Dynamic Abstraction, the beauty of randomness by Joshua Davis

Joshua Davis

Joshua Davis said in a Wired interview: “Pollock showed that there was beauty in randomness”. But if Pollock argued that the process of abstraction, not the end result, is what is dynamic (in his case a static painting), Joshua Davis’ work is never static: the painting is never the same. The compositions are beautifully software generated. ‘Dynamic’ and ‘Abstraction’ are in fact the two words that define the process he uses. Dynamic because of the programming property of outputting an endless array of compositions. Abstraction is defining multiple meanings in the process itself. As Joshua points out: “I was abstracting the act or process of being a designer and doing design, but also my personal visual aesthetic is rooted in abstraction”. Dynamic Abstraction is a website that collects the ideas presented and the files produced in workshops Davis teaches around the world. Here the source files are released and the code explained.
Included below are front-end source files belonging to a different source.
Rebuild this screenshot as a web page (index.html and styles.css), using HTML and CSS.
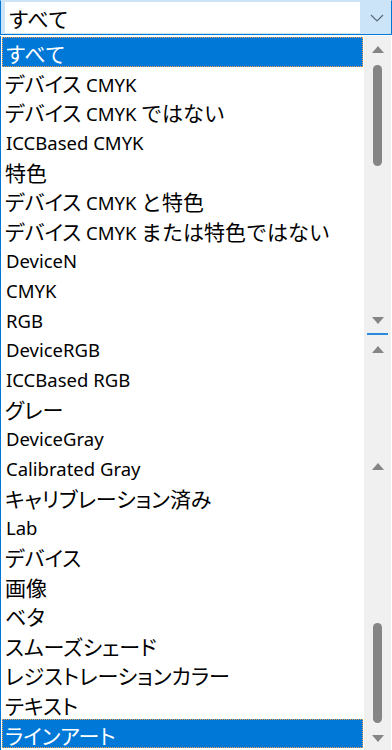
FILE: index.html
```html
<!DOCTYPE html>
<html lang="ja">
<head>
<meta charset="utf-8">
<title>カラー種別</title>
<link rel="stylesheet" href="styles.css">
</head>
<body>
<div class="combo">
  <div class="field">すべて</div>
  <div class="combo-arrow">
    <svg width="14" height="8" viewBox="0 0 14 8"><path d="M1 1 L7 7 L13 1" fill="none" stroke="#5a6a7a" stroke-width="1.2"/></svg>
  </div>
</div>
<div class="dropdown">
  <ul class="list">
    <li class="item selected">すべて</li>
    <li class="item"><span class="kt">デバイス</span> <span class="en">CMYK</span></li>
    <li class="item"><span class="kt">デバイス</span> <span class="en">CMYK</span> ではない</li>
    <li class="item en">ICCBased CMYK</li>
    <li class="item">特色</li>
    <li class="item"><span class="kt">デバイス</span> <span class="en">CMYK</span> と特色</li>
    <li class="item"><span class="kt">デバイス</span> <span class="en">CMYK</span> または特色ではない</li>
    <li class="item en">DeviceN</li>
    <li class="item en">CMYK</li>
    <li class="item en">RGB</li>
    <li class="item en">DeviceRGB</li>
    <li class="item en">ICCBased RGB</li>
    <li class="item kt">グレー</li>
    <li class="item en">DeviceGray</li>
    <li class="item en">Calibrated Gray</li>
    <li class="item"><span class="kt">キャリブレーション</span>済み</li>
    <li class="item en">Lab</li>
    <li class="item kt">デバイス</li>
    <li class="item">画像</li>
    <li class="item kt">ベタ</li>
    <li class="item kt">スムーズシェード</li>
    <li class="item kt">レジストレーションカラー</li>
    <li class="item kt">テキスト</li>
    <li class="item kt selected">ラインアート</li>
  </ul>
  <div class="scrollbar">
    <div class="seg seg-a">
      <div class="arrow up"></div>
      <div class="thumb thumb-a"></div>
      <div class="spacer"></div>
      <div class="arrow down"></div>
      <div class="mark"></div>
    </div>
    <div class="seg seg-b">
      <div class="arrow up"></div>
      <div class="gap-b1"></div>
      <div class="arrow up"></div>
      <div class="spacer"></div>
      <div class="thumb thumb-b"></div>
      <div class="arrow down"></div>
    </div>
  </div>
</div>
</body>
</html>
```
FILE: styles.css
```css
html, body {
  margin: 0;
  padding: 0;
}
body {
  width: 392px;
  height: 750px;
  overflow: hidden;
  background: #ffffff;
  font-family: "Noto Sans CJK JP", "Noto Sans", sans-serif;
  color: #000000;
}
.combo {
  height: 35px;
  box-sizing: border-box;
  display: flex;
  background: #cce4f7;
  border: 1px solid #0078d7;
  border-top-color: #cce4f7;
}
.field {
  width: 355px;
  margin: 1px 0 1px 4px;
  background: #ffffff;
  font-size: 21px;
  line-height: 31px;
  padding: 1px 0 0 3px;
  box-sizing: border-box;
}
.combo-arrow {
  flex: 1;
  display: flex;
  align-items: center;
  justify-content: center;
  padding-left: 2px;
}
.dropdown {
  display: flex;
  height: 715px;
  margin-top: 1px;
}
.list {
  list-style: none;
  margin: 0;
  padding: 1px 0 0 1px;
  width: 363px;
  border-left: 1px solid #0078d7;
  box-sizing: border-box;
}
.item {
  height: 29.65px;
  line-height: 29.65px;
  font-size: 21px;
  padding: 2px 0 0 3px;
  white-space: nowrap;
  box-sizing: border-box;
}
.en {
  font-family: "Noto Sans", sans-serif;
  font-size: 18.5px;
}
.item.en {
  padding-left: 4px;
}
.kt {
  font-feature-settings: "palt";
}
.item.selected {
  background: #0078d7;
  color: #ffffff;
  outline: 1px dotted #f0a050;
  outline-offset: -1px;
}
.scrollbar {
  width: 27px;
  margin-left: 1px;
  background: #f0f0f0;
  display: flex;
  flex-direction: column;
}
.seg {
  display: flex;
  flex-direction: column;
  align-items: center;
}
.seg-a {
  height: 299px;
}
.seg-b {
  flex: 1;
}
.arrow {
  height: 26px;
  width: 100%;
  display: flex;
  align-items: center;
  justify-content: center;
}
.arrow::before {
  content: "";
  width: 0;
  height: 0;
  border-left: 6px solid transparent;
  border-right: 6px solid transparent;
}
.arrow.up::before {
  border-bottom: 7px solid #858585;
}
.arrow.down::before {
  border-top: 7px solid #858585;
}
.thumb {
  width: 9px;
  border-radius: 5px;
  background: #858585;
}
.thumb-a {
  height: 101px;
  margin-top: 3px;
}
.thumb-b {
  height: 100px;
  margin-bottom: 2px;
}
.spacer {
  flex: 1;
}
.mark {
  width: 21px;
  height: 2px;
  background: #2a8ae0;
}
.seg-b > .arrow:first-child {
  margin-top: 1px;
}
.gap-b1 {
  height: 91px;
}
```
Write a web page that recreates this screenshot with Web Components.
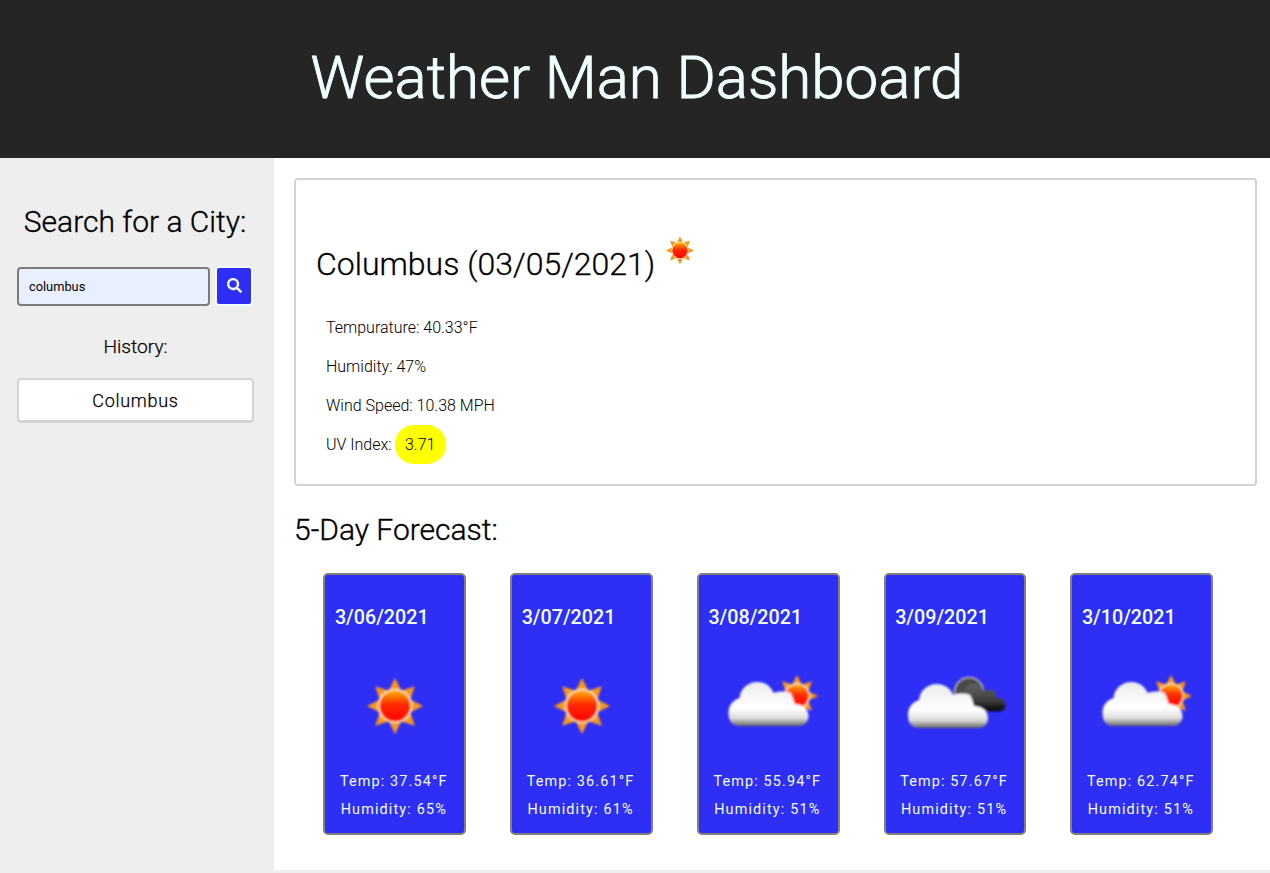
<!DOCTYPE html>
<html lang="en">
<head>
<meta charset="utf-8">
<title>Weather Man Dashboard</title>
<style>
  html, body { margin: 0; padding: 0; background: #eee; font-family: Roboto, "Liberation Sans", sans-serif; overflow: hidden; }
</style>
</head>
<body>
<wx-app></wx-app>
<script>
/* wx-icon: drawn versions of the three weather pictures, on a 100x100 box */
const sunPart = (cx, cy, r, id) => {
  const spikes = [0, 45, 90, 135, 180, 225, 270, 315].map((a) =>
    `<polygon points="${cx - r * 0.22},${cy - r * 0.56} ${cx},${cy - r} ${cx + r * 0.22},${cy - r * 0.56}" fill="#f7981d" transform="rotate(${a} ${cx} ${cy})"/>`
  ).join("");
  return `${spikes}
    <circle cx="${cx}" cy="${cy}" r="${r * 0.62}" fill="#ffe2b0"/>
    <circle cx="${cx}" cy="${cy}" r="${r * 0.55}" fill="url(#${id})"/>`;
};

const cloudPath = (x, y, s) => {
  // x,y = top left, s = scale; shape is 80 wide and 44 high at s=1
  const p = (a, b) => `${x + a * s} ${y + b * s}`;
  return `M${p(11, 44)} C${p(3, 44)} ${p(0, 38)} ${p(0, 31)} C${p(0, 23)} ${p(5, 18)} ${p(11, 16)}
    C${p(12, 6)} ${p(20, 0)} ${p(29, 0)} C${p(37, 0)} ${p(43, 5)} ${p(45, 11)}
    C${p(50, 9)} ${p(58, 9)} ${p(62, 11)} C${p(64, 14)} ${p(65, 18)} ${p(66, 22)}
    C${p(74, 22)} ${p(80, 27)} ${p(80, 34)} C${p(80, 40)} ${p(76, 44)} ${p(70, 44)} Z`;
};

const ICONS = {
  sun: () => sunPart(50, 51, 28, "s"),
  "cloud-sun": () => `${sunPart(79, 41, 21, "s")}
    <path d="${cloudPath(10.5, 27, 1)}" fill="url(#w)"/>`,
  "cloud-night": () => `
    <circle cx="64" cy="37" r="14.5" fill="#4a4a4a" stroke="#b5b5b5" stroke-width="1.5"/>
    <path d="${cloudPath(51, 29, 0.62)}" fill="url(#d)"/>
    <path d="${cloudPath(3, 29, 1)}" fill="url(#w)"/>`,
};

class WxIcon extends HTMLElement {
  constructor() {
    super();
    this.attachShadow({ mode: "open" });
  }

  connectedCallback() {
    const size = this.getAttribute("size") || 100;
    const draw = ICONS[this.getAttribute("kind")] || ICONS.sun;
    this.shadowRoot.innerHTML = `
<style>
:host { display: inline-block; width: ${size}px; height: ${size}px; }
svg { display: block; width: 100%; height: 100%; overflow: visible; }
</style>
<svg viewBox="0 0 100 100" role="img" aria-label="weather icon">
  <defs>
    <linearGradient id="s" x1="0" y1="0" x2="0" y2="1">
      <stop offset="0" stop-color="#ffb000"/>
      <stop offset="0.45" stop-color="#ff2a00"/>
      <stop offset="1" stop-color="#ff0000"/>
    </linearGradient>
    <linearGradient id="w" x1="0" y1="0" x2="0" y2="1">
      <stop offset="0" stop-color="#ececec"/>
      <stop offset="0.6" stop-color="#ffffff"/>
      <stop offset="0.82" stop-color="#dcdcdc"/>
      <stop offset="1" stop-color="#666"/>
    </linearGradient>
    <linearGradient id="d" x1="0" y1="0" x2="0" y2="1">
      <stop offset="0" stop-color="#626262"/>
      <stop offset="0.6" stop-color="#3f3f3f"/>
      <stop offset="1" stop-color="#050505"/>
    </linearGradient>
    <filter id="b" x="-10%" y="-10%" width="120%" height="120%"><feGaussianBlur stdDeviation="0.8"/></filter>
  </defs>
  <g filter="url(#b)">${draw()}</g>
</svg>`;
  }
}
customElements.define("wx-icon", WxIcon);

class WxHeader extends HTMLElement {
  constructor() {
    super();
    this.attachShadow({ mode: "open" });
    this.shadowRoot.innerHTML = `
<style>
:host { display: flex; box-sizing: border-box; height: 158px; padding: 0 0 4px 4px; align-items: center; justify-content: center; background: #252525; }
h1 { margin: 0; font: 300 60px Roboto, sans-serif; color: #f0ffff; -webkit-text-stroke: 0.9px #f0ffff; }
</style>
<h1><slot></slot></h1>`;
  }
}
customElements.define("wx-header", WxHeader);

class WxSidebar extends HTMLElement {
  constructor() {
    super();
    this.attachShadow({ mode: "open" });
    this.shadowRoot.innerHTML = `
<style>
:host { display: block; box-sizing: border-box; width: 274px; padding: 45px 20px 0 17px; background: #eee; color: #000; text-align: center; }
h2 { margin: 0 -16px 25px -17px; font: 300 30px/38px Roboto, sans-serif; -webkit-text-stroke: 0.35px #000; }
form { display: flex; gap: 5px; align-items: flex-start; }
input {
  box-sizing: border-box; width: 193px; height: 39px; margin-top: 1px; padding: 0 10px;
  border: 2px solid #7c7c7c; border-radius: 4px; background: #e8f0fe;
  font: 400 12.8px Roboto, sans-serif; color: #000; outline: none;
}
.go {
  box-sizing: border-box; width: 38px; height: 40px; padding: 0;
  border: 2px solid #f0ffff; border-radius: 4px; background: #2e2ef5;
  display: flex; align-items: center; justify-content: center;
}
.go svg { width: 15px; height: 15px; fill: #f0ffff; display: block; margin-top: -1px; }
h3 { margin: 29px 0 19px; font: 300 19.2px/24px Roboto, sans-serif; -webkit-text-stroke: 0.25px #000; }
.hist {
  display: block; box-sizing: border-box; width: 237px; height: 45px; padding: 0;
  border: 2px solid #d3d3d3; border-bottom-width: 3px; border-radius: 4px; background: #fff;
  font: 300 18px Roboto, sans-serif; letter-spacing: 0.7px; color: #000; -webkit-text-stroke: 0.25px #000;
}
</style>
<h2>Search for a City:</h2>
<form onsubmit="return false">
  <input type="text" value="columbus" aria-label="City">
  <button class="go" aria-label="Search">
    <svg viewBox="0 0 512 512"><path d="M505 442.7L405.3 343c-4.5-4.5-10.6-7-17-7H372c27.6-35.3 44-79.7 44-128C416 93.1 322.9 0 208 0S0 93.1 0 208s93.1 208 208 208c48.3 0 92.7-16.4 128-44v16.3c0 6.4 2.5 12.5 7 17l99.7 99.7c9.4 9.4 24.6 9.4 33.9 0l28.3-28.3c9.4-9.4 9.4-24.6.1-34zM208 336c-70.7 0-128-57.2-128-128 0-70.7 57.2-128 128-128 70.7 0 128 57.2 128 128 0 70.7-57.2 128-128 128z"/></svg>
  </button>
</form>
<h3>History:</h3>
<button class="hist">Columbus</button>`;
  }
}
customElements.define("wx-sidebar", WxSidebar);

class WxCurrent extends HTMLElement {
  constructor() {
    super();
    this.attachShadow({ mode: "open" });
    this.shadowRoot.innerHTML = `
<style>
:host { display: block; box-sizing: border-box; height: 308px; padding: 45px 20px 0; border: 2px solid #d3d3d3; border-radius: 4px; background: #fff; color: #000; }
h2 { margin: 0 0 18px; font: 300 32px/52px Roboto, sans-serif; -webkit-text-stroke: 0.3px #000; }
wx-icon { vertical-align: baseline; }
.row { display: flex; align-items: center; height: 39px; padding-left: 10px; font: 300 16px Roboto, sans-serif; }
.uv { display: flex; align-items: center; justify-content: center; box-sizing: border-box; width: 51px; height: 39px; margin-left: 3px; border-radius: 19px; background: #ff0; }
</style>
<h2>Columbus (03/05/2021)<wx-icon kind="sun" size="50"></wx-icon></h2>
<div class="row">Tempurature: 40.33°F</div>
<div class="row">Humidity: 47%</div>
<div class="row">Wind Speed: 10.38 MPH</div>
<div class="row">UV Index: <span class="uv">3.71</span></div>`;
  }
}
customElements.define("wx-current", WxCurrent);

class WxDay extends HTMLElement {
  constructor() {
    super();
    this.attachShadow({ mode: "open" });
    const { date, temp, hum, kind } = this.dataset;
    this.shadowRoot.innerHTML = `
<style>
:host { display: block; box-sizing: border-box; width: 142.75px; height: 262px; border: 2px solid #808080; border-radius: 5px; background: #2e2ef5; color: #f0ffff; }
h4 { margin: 0; padding: 31px 0 0 9.5px; font: 500 19.7px/24px Roboto, sans-serif; }
.pic { display: flex; justify-content: center; margin-top: 25px; }
p { margin: 0; padding-right: 2px; text-align: center; font: 400 14.4px/28px Roboto, sans-serif; letter-spacing: 1.15px; }
.temp { margin-top: 13px; }
</style>
<h4>${date}</h4>
<div class="pic"><wx-icon kind="${kind}" size="100"></wx-icon></div>
<p class="temp">Temp: ${temp}°F</p>
<p>Humidity: ${hum}%</p>`;
  }
}

class WxForecast extends HTMLElement {
  constructor() {
    super();
    this.attachShadow({ mode: "open" });
    this.shadowRoot.innerHTML = `
<style>
:host { display: block; color: #000; }
h2 { margin: 0; padding-top: 24px; font: 300 30px/40px Roboto, sans-serif; -webkit-text-stroke: 0.35px #000; }
.days { display: flex; gap: 44px; margin-top: 23px; padding-left: 29.4px; }
</style>
<h2>5-Day Forecast:</h2>
<div class="days"><slot></slot></div>`;
  }
}

class WxApp extends HTMLElement {
  constructor() {
    super();
    this.attachShadow({ mode: "open" });
    const days = [
      ["3/06/2021", "37.54", 65, "sun"],
      ["3/07/2021", "36.61", 61, "sun"],
      ["3/08/2021", "55.94", 51, "cloud-sun"],
      ["3/09/2021", "57.67", 51, "cloud-night"],
      ["3/10/2021", "62.74", 51, "cloud-sun"],
    ].map(([d, t, h, k]) =>
      `<wx-day data-date="${d}" data-temp="${t}" data-hum="${h}" data-kind="${k}"></wx-day>`
    ).join("");
    this.shadowRoot.innerHTML = `
<style>
:host { display: block; width: 1270px; }
.body { display: flex; height: 712px; }
main { flex: 1; box-sizing: border-box; padding: 20px 13px 0 20px; background: #fff; }
</style>
<wx-header>Weather Man Dashboard</wx-header>
<div class="body">
  <wx-sidebar></wx-sidebar>
  <main>
    <wx-current></wx-current>
    <wx-forecast>${days}</wx-forecast>
  </main>
</div>`;
  }
}

customElements.define("wx-day", WxDay);
customElements.define("wx-forecast", WxForecast);
customElements.define("wx-app", WxApp);
</script>
</body>
</html>
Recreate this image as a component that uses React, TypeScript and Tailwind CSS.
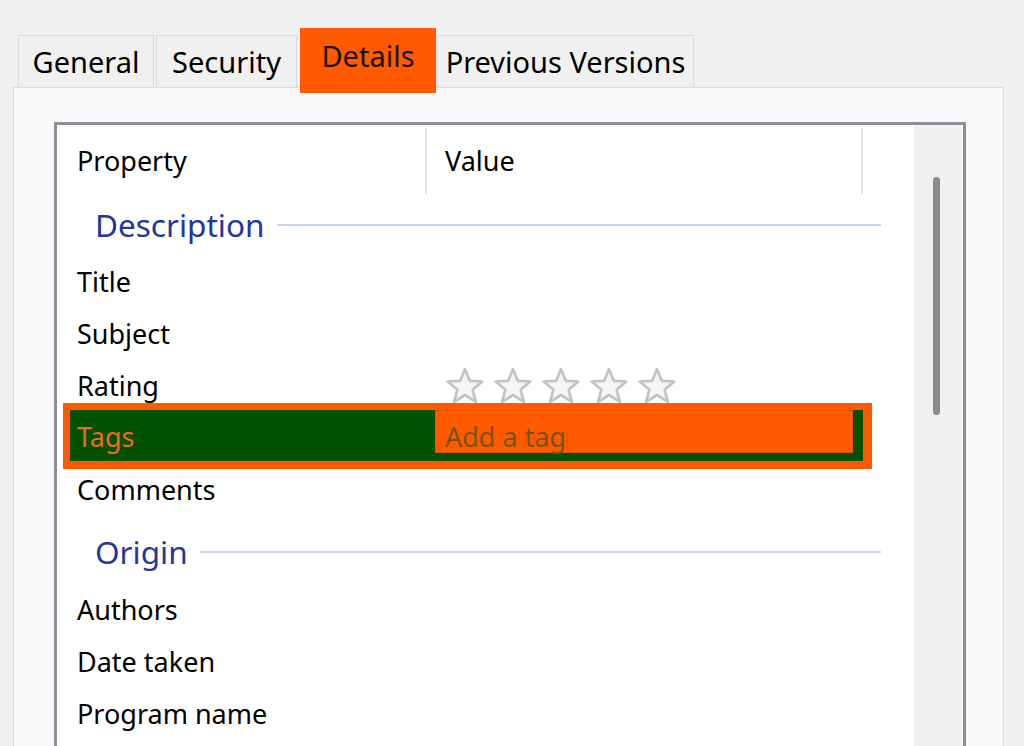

There are even instructions for ripping the .swf files for print. The print option includes a sort of contradiction. While Davis believes that his creativity is in the code behind his artwork, museums and collectors still emphasize the print. As John Maeda puts it, this might be due to the fact that no one wants to play the maintenance man or service technician role ad infinitum. Freezing in print the generative code visual representation is on a certain extent quite contradictory: the work wants to ‘live’ in the running machine. Dynamic Abstraction interacts with both the generative aesthetics and the designing processes. It shows how generative strategies can be used to create dynamic systems with aesthetic parameters. At the same time proves that a computational approach to design changes static objects into dynamic processes. Plus it has the collaborative approach of “software by creative for creatives” sharing the code as if ti was OpenSource. For a credible generative abstraction.